6    What is your favorite river to guide and why?
       My favorite river to fish myself is definitely the Rio Grande. However, guiding on the Rio can often be an agonizing affair. It’s a demanding, unforgiving river, that requires persistence and for me to be at the top of my game. That being said however, the days on the Rio when my clients and I are in sync, fish are eating, eagles are flying overhead, and herds of bighorn sheep are nonchalantly grazing the banks are some of the most amazing days I have experienced as a guide.

7    What are your top five go-to patterns?
        I learned much of my fly knowledge from Taylor, inventor of the Shit Fly (some brown dubbing with a bead on a hook).
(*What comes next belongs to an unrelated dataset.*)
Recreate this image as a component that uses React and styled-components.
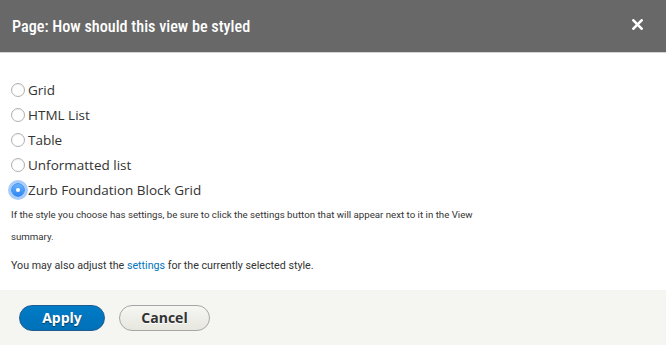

But even Taylor says sometimes it takes a little more to fool the fish. The flies I use consistently in a variety of situations are the Madam X (yellow or royal; best searching dry-dropper), Bloom’s Parachute caddis (easy to see, great profile), Flying Ant (for fish who have seen it all), Poundmiester (I also tie a non bead version), Micro May nymph (tungsten, a must have for Rio Grande cut-bows), Batman nymph (like candy to stockers). Wait a minute, that’s six…

8   What do you love about fly fishing?
        I love the hunt and the art of fooling fish. To find a fish feeding confidently in a foam line or off a shelf, present my fly to that fish, and have it take that fly just like it was one of the naturals… To me that’s what it’s all about.

9    What is the one place that you want to fish before you die?
       I have been fortunate to have already fished some pretty fantastic places. Recently, salt-water flats-fishing has also expanded my horizons. What comes to mind though is the stonefly hatch in Gunnison Gorge. I have heard some amazing stories about that trip. Iceland also looks pretty cool.

 What do you enjoy doing when you are not on the water?

       I still enjoy working in my wood shop building furniture and doing other woodwork. I spend a lot of time with my new bride, skiing, hiking, and traveling. And of course I also enjoy filling out guide questionnaires.